The problem with t-distributions is that they differ as a function of the degrees of freedom. To create a common metric it is possible to convert t-values into p-values and then to convert the p-values into z-scores. A z-score of 2.5 corresponds to a p-value of .01 (exact .0124) and an effect size of d = .13 with N = 100 in a between-subject design. This seems to be a reasonable criterion value to evaluate statistical significance when the null-hypothesis is defined as a range of smallish values around zero and alpha is .05.

Shifting the significance criterion in this way can dramatically change the evaluation of published results, especially results that are just significant, p < .05 & p > .01. There have been concerns that many of these results have been obtained with questionable research practices that were used to reject the nil-hypothesis. However, these results would not be strong enough to reject the modified hypothesis that the population effect size exceeds a minimum value of theoretical or practical significance. Thus, no debates about the use of questionable research practices are needed. There is also no need to reduce the type-I error rate at the expense of increasing the type-II error rate. It can be simply noted that the evidence is insufficient to reject the hypothesis that the effect size is greater than zero but too small to be important. This would shift any debates towards discussion about effect sizes and proponents of theories would have to make clear which effect sizes they consider to be theoretically important. I believe that this would be more productive than quibbling over alpha levels.

To demonstrate the implications of redefining the null-hypothesis, I use the results of the replicability project (Open Science Collaboration, 2015). The first z-curve shows the traditional analysis for the nil-hypothesis and alpha = .05, which has z = 1.96 as the criterion value for statistical significance (red vertical line).

Figure 1 shows that 86 out of 90 studies reported a test-statistic that exceeded the criterion value of 1.96 for H0:d = 0, alpha = .05 (two-tailed).
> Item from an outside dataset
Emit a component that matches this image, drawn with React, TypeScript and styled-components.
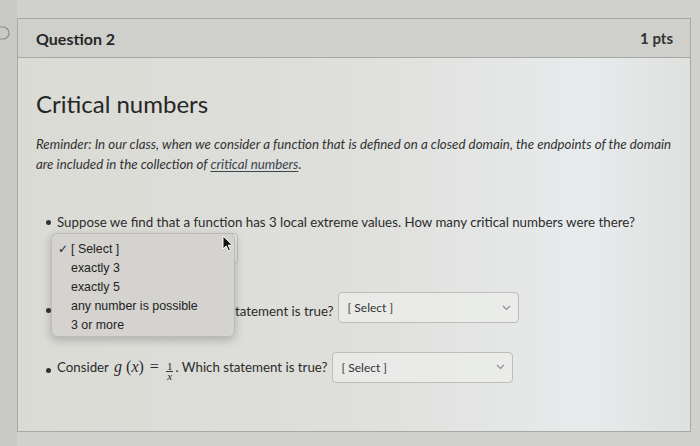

The other four studies met the criterion for marginal significance (alpha = .10, two-tailed or .05 one-tailed). The figure also shows that the distribution of observed z-scores is not consistent with sampling error. The steep drop at z = 1.96 is inconsistent with random sampling error. A comparison of the observed discovery rate (86/90, 96%) and the expected discovery rate 43% shows evidence that the published results are selected from a larger set of studies/tests with non-significant results. Even the upper limit of the confidence interval around this estimate (71%) is well below the observed discovery rate, showing evidence of publication bias. Z-curve estimates that only 60% of the published results would reproduce a significant result in an actual replication attempt. The actual success rate for these studies was 39%.

Results look different when the null-hypothesis is changed to correspond to a range of effect sizes around zero that correspond to a criterion value of z = 2.5. Along with shifting the significance criterion, z-curve is also only fitted to studies that produced z-scores greater than 2.5. As questionable research practices have a particularly strong effect on the distribution of just significant results, the new estimates are less influenced by these practices.

Figure 2 shows the results. Most important, the observed discovery rate dropped from 96% to 61%, indicating that many of the original results provided just enough evidence to reject the nil-hypothesis, but not enough evidence to rule out even small effect sizes. The observed discovery rate is also more in line with the expected discovery rate. Thus, some of the missing non-significant results may have been published as just significant results. This is also implied by the greater frequency of results with z-scores between 2 and 2.5 than the model predicts (grey curve). However, the expected replication rate of 63% is still much higher than the actual replication rate with a criterion value of 2.5 (33%). Thus, other factors may contribute to the low success rate in the actual replication studies of the replicability project.


In conclusion, statisticians have been arguing about p-values, significance levels, and Bayes-Factors. Proponents of Bayes-Factors have argued that their approach is supreme because Bayes-Factors can provide evidence for the null-hypothesis. I argue that this is wrong because it is theoretically impossible to demonstrate that a population effect size is exactly zero or any other specific value. A better solution is to specify the null-hypothesis as a range of values that are too small to be meaningful. This makes it theoretically possible to demonstrate that a population effect size is above or below the boundary value. This approach can also be applied retrospectively to published studies. I illustrate this by defining the null-hypothesis as the region of effect sizes that is defined by the effect size that corresponds to a z-score of 2.5. While a z-score of 2.5 corresponds to p = .01 (two-tailed) for the nil-hypothesis, I use this criterion value to maintain an error rate of 5% and to change the null-hypothesis to a range of values around zero that becomes smaller as sample sizes increase.

As p-hacking is often used to just reject the nil-hypothesis, changing the null-hypothesis to a range of values around zero makes many ‘significant’ results non-significant. That is, the evidence is too weak to exclude even trivial effect sizes. This does not mean that the hypothesis is wrong or that original authors did p-hack their data. However, it does mean that they can no longer point to their original results as empirical evidence. Rather they have to conduct new studies to demonstrate with larger samples that they can reject the new null-hypothesis that the predicted effect meets some minimal standard of practical or theoretical significance. With a clear criterion value for significance, authors also risk to obtain evidence that positively contradicts their predictions. Thus, the biggest improvement that arises form rethinking null-hypothesis testing is that authors have to specify effect sizes a priori and that that studies can provide evidence for and against a zero. Thus, changing the nil-hypothesis to a null-hypothesis with a non-null value makes it possible to provide evidence for or against a theory. In contrast, computing Bayes-Factors in favor of the nil-hypothesis fails to achieve this goal because the nil-hypothesis is always wrong, the real question is only how wrong.